Should something unexpected happen, run with confidence to any farm or lodge you may happen to find on your way, because people will help you when you are chased by a monster that doesn’t seem to care whether he blocks or not the access routes between important areas. As a personal advice, don’t go exploring the cave system until you reach a higher level and carrying a better weapon, a shinier armor and, preferably, a new ability or spell.
From this viewpoint, Risen does a great job in reminding you that in the wild there are no jokes to be had and an idyllic place may be so only visually. When a gorilla or an ogre “touches” you, I don’t think you’ll consider the place a picturesque one, despite the fact that the island seems quiet. And if the pleasant areas can prove to be very dangerous, then what about the more sinister portions, full of ghouls, giant scorpions or God knows what else?

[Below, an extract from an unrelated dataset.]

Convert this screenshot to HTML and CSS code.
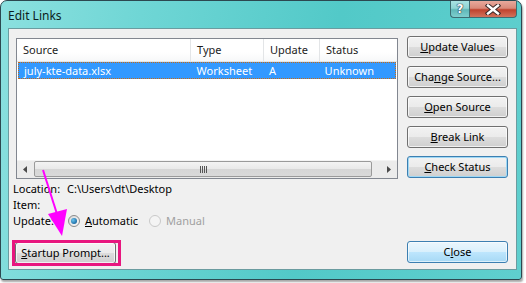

Even if Faranga is a dangerous place, you are not thrown into the dangerous stuff right off the bat. There is a small, relatively safe area at the beginning, which serves as a tutorial. Here you’ll encounter only milder versions of animals like wolves, vultures, some kind of hedgehogs, gnomes, but once you reach the first bigger road you’ll see the “Real Deal”. For Gothic fans and those experienced in RPGs, it’s recommended to choose a higher level of difficulty, but the novices or those without much time at their disposal should stick to the lowest level. Even so, the difficulty influences the amount of damage the hero takes, but not the strength of his blows, so take care even on Easy, as some opponents are really tough!